OTTAWA — Farm equipment manufacturers are sounding the alarm over proposed invasive “right to repair” legislation in Canada that will make their proprietary technology easier for China to rip off and malevolent hackers to exploit.
If parliament passes private member’s bill C-244 as is, John Schmeiser, president of the Canadian arm of the North American Equipment Dealers Association, told Farmers Forum that, to protect company secrets, American-based companies might stop including their most advanced technology on farm equipment that comes to Canada.
Schmeiser asserted that farmers already have a right-to-repair in most cases, and argued the bill violates World Trade Organization rules and the Canada-US-Mexico Agreement on Trade. “The worst possible thing for Canadian farmers would be to put us offside with the U.S. or have different rules than the U.S.”
Rookie MP Wilson Miao (LIB-Richmond Centre), who immigrated from Hong Kong and doesn’t have an office open to the public in his Vancouver-area riding, sponsored the bill that requires only one more vote to pass in the House. The bill would loosen the Copyright Act to give consumers access to the information and computer code needed to diagnose, maintain and repair all sorts of appliances by themselves — from refrigerators to computers, as well as farm tractors.
Though he didn’t specifically raise the issue of industrial espionage when he appeared before the Industry and Technology committee last November, Schmeiser confirmed it’s a major part of the overall cybersecurity threat his organization sees in the bill.

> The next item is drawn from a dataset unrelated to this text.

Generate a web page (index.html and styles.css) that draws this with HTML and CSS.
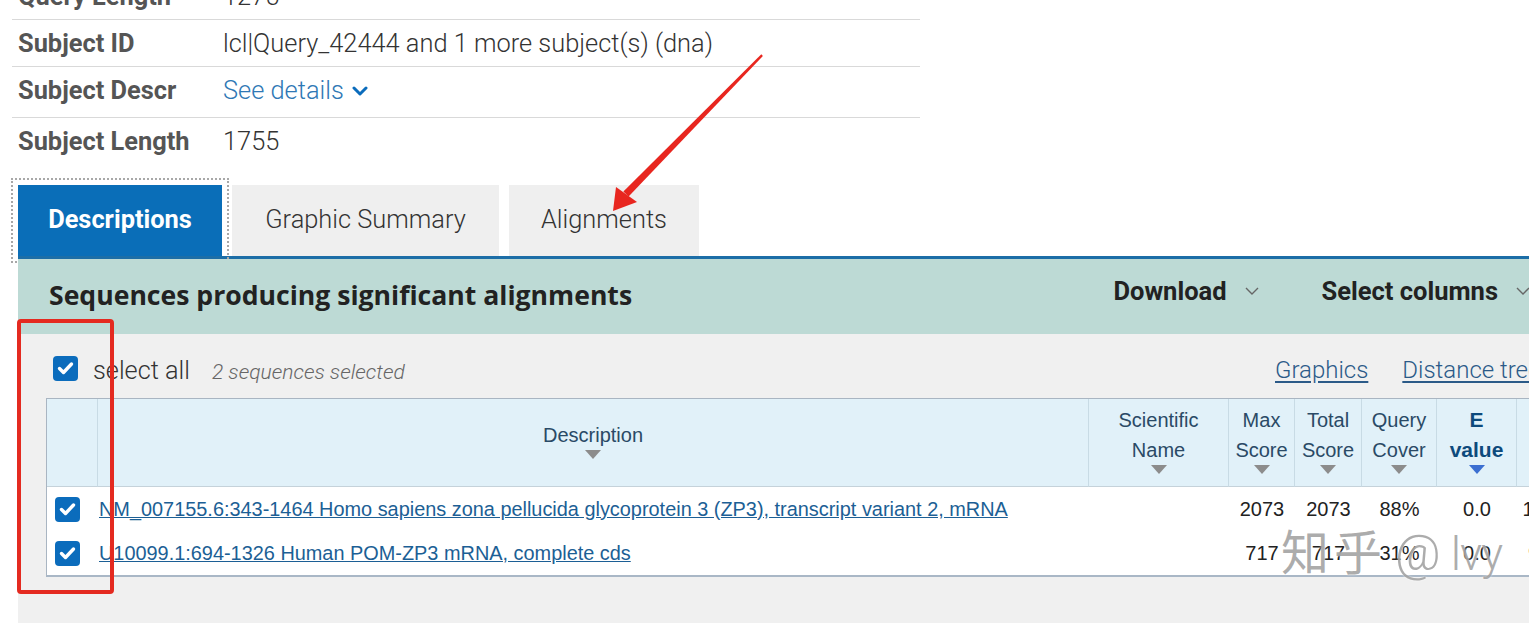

“Cybersecurity and the threat of somebody stealing corporate secrets is top of mind, and we just haven’t escalated to that same level of debate in Canada at this point,” Schmeiser said. “But I think the threat is very real… I think the whole industry is at risk of having intellectual property stolen if things like access to software is just thrown wide open.”
As recently as April 2022, a St. Louis court convicted a Chinese national of conspiracy to commit economic espionage and sentenced him to 29 months in jail. The man pleaded guilty to copying a proprietary online farming software algorithm from Monsanto and trying to spirit it away to China.
Meanwhile, a John Deere tractor knock-off — a modern-looking machine complete with green paint and dancing deer logo, but cheekily called a “JotoDeere” — turned up at a 2018 trade show in Wuhan, China.
Canada is no stranger to Chinese subterfuge. The most recent accusations stem from a Global News report that 11 unidentified federal candidates in the Greater Toronto Area alone received election campaign contributions from the Chinese government in 2019. “It’s hard not to connect the dots that some of this might be going on in agriculture as well,” John Schmeiser said. Global News also reported last November that China placed agents in MPs’ offices and led aggressive campaigns against politicians viewed as contrary to its interests.
Beyond China, the bill threatens to increase the cybersecurity threat from plain old criminal hackers and online extortionists. When Russian soldiers stole a number of John Deere tractors after invading Ukraine last February, the Illinois-based manufacturer remotely turned them off, rendering them useless to the Putin regime. Imagine that capability in the hands of malicious hackers “because they’ve got access to the software” via Canada, Schmeiser said, calling that scenario “a threat to Canadian agriculture.”
Farmers already enjoy the right to repair their equipment in 98% of the cases, he told MPs, adding the industry offers all of the specialized tools, diagnostic equipment, service manuals and access to error codes.
Schmeiser also reported that a recently inked memorandum of understanding between John Deere and the largest private farm organization in the U.S. — the American Farm Bureau, equivalent to Canada’s Federation of Agriculture — demonstrates the industry’s commitment to allowing on-farm repair.
“If anything,” he said, the Jan. 1, 2023 memorandum of understanding is “another reason to point out that C-244 isn’t needed.”
Charles Burton, senior fellow at the Ottawa-based Macdonald-Laurier Institute and former counsellor at the Canadian Embassy, described the bill as “very troubling” as it would mean turning over sensitive or secret company information to users, including “a hostile China” that could adapt the technology for its military program.
“Is this bill in the interest of farming or a pretext for hostile actors to use it against Canadian interests?” Burton asked. “I’m shocked that it could go through.”
The bill’s sponsor, MP Wilson Miao, told Farmers Forum by email that he did not rule out changes to the bill, noting it would undergo clause-by-clause review and debate at committee. There are no farm dealerships in Miao’s riding.